America And Patriotism

This story has been locked away in my heart for over half-a-century. Time after time I took pen in hand, but the words would not flow. I guess my muse was quieted, because I did not know if or why the story should be told and more importantly, to whom. A story teller’s voice speaks directly to someone. But the election of our forty-fourth president, Barack Hussein Obama, an African American to grace the hallowed halls of the White House, gave me pause – an epiphany, if you will – and in that moment came the raison d’tre for the tale and the audience for whom it is meant.  

Brooklyn , New York 1941. It was in the autumn of the year that my family decided to move to The Bronx. It was a sad day for me. I had never been to The Bronx once in my life until the day we moved. And when I started school it got even worse. The school kids were mostly Italian and Irish and stuck together in their respective cliques. As luck would have it, the handful of Jewish boys at P.S. 47, had the top stickball team in the east Bronx . They were all good ball players. But, at that point in time, I was in a rather chunky prepubescent state and my klutzy ways offered nothing to my kinsman. Not at the plate, not on the field. I didn’t have a single friend.  

Then one day the lone black kid in the school asked if I wanted to come over to his house to play, “My father is a policeman,” he said. “And if you come over, he’ll let you see his gun. A real gun, but you gotta promise never to touch it. Never ever!” A real gun? I thought I died and went to heaven.

“Momma, momma,” I said when I burst though the door. “I have a friend and his father is a policeman and he has a real gun and he wants me to come over to his house to play, can I go momma, can I?”  

“What kind of boy is he?” my mother asked, calmly. “Is he Jewish?”  

“Oh, I don’t know momma. I didn’t ask, but he’s colored so I don’t think so.”  

“He’s colored and his father is a policeman in New York ?” my mother asked, eyebrows raised.  

“Yes, momma, in New York . I made him swear!”  

“Well Geruleh, if he’s colored and is a cop in New York that must be some family,” she said, wisely. “Yes, you can play with him, but swear on my life that you’ll never touch that gun.”  

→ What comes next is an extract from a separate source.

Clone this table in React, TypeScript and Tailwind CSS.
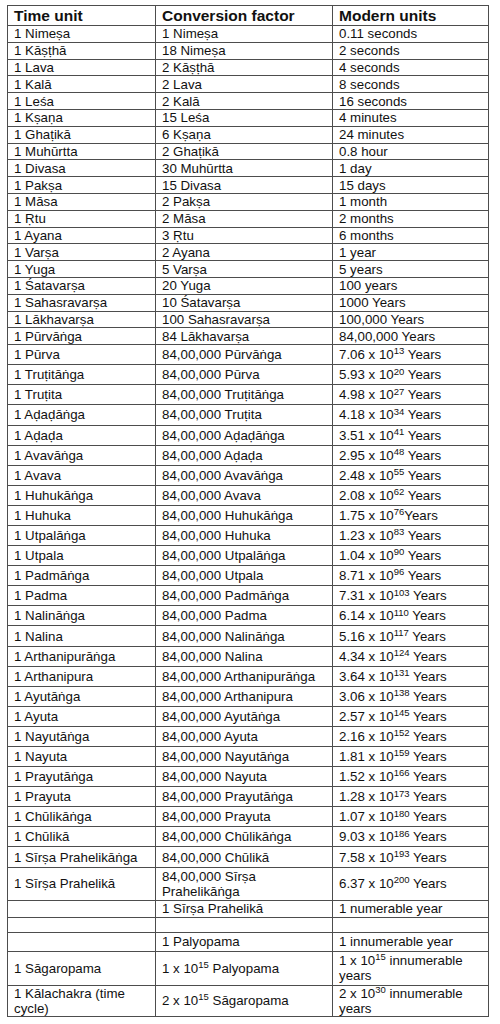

So my life took a new turn. I had a friend with a funny name (I was told it was African) to play with and a real gun to look at. He had an older brother who also had a funny name (African too, they explained). But most interesting was that they called their father, Sir. I didn’t even know a “Sir” I thought to myself. I ate dinner at his house once or twice a week and we went to the movies every Saturday. I asked him to come to my house several times, but his mother said, “No, It’s best if you play here.”  

Then on Sunday, December 7, 1941 the world changed forever. That Wednesday, two days after President Roosevelt’s “a date which shall live in infamy” speech was broadcast over our school’s loud speaker, I was sitting at the dinner table with my friend, his older brother and mother and father and bore witness to the following scene, etched indelibly and forever in my mind:  

Older Son: “Sir, I want to enlist, but I’m only seventeen, so I’ll need your permission.”  

Father: Rising slowly from the table, “what do you want to carry the white man’s burden for?”  

Older Son: “It’s our country too, sir, and I want to fight for it. It’s my duty father, Please.”  

Father: “Well son,” the father said after some thought. “If you want to go, at least enlist in the navy. They’ll put you to work in the kitchen or serving meals, but you’ll have a clean bed to sleep in and besides, the army might not even take you. So I’ll sign the papers but only for the navy.”  

Older Son: “Thank you, sir,” he said, standing for the first time. “It’ll be the navy and I’ll make you proud of me father, I promise.” And they embraced.  

I wish I had a proper ending to the story, but I don’t. The family moved away shortly after the young man enlisted. What I find so compelling is that this gallant teenage African American boy chose to risk his life for his country. The same country that for generations denied him and his forefathers a piece of the American dream.  

We’ve come a long way since then and have, no doubt, yet a ways to go. But I am confident that America will long remain the “land of the free,” because it also is and shall ever be, “the home of the brave.”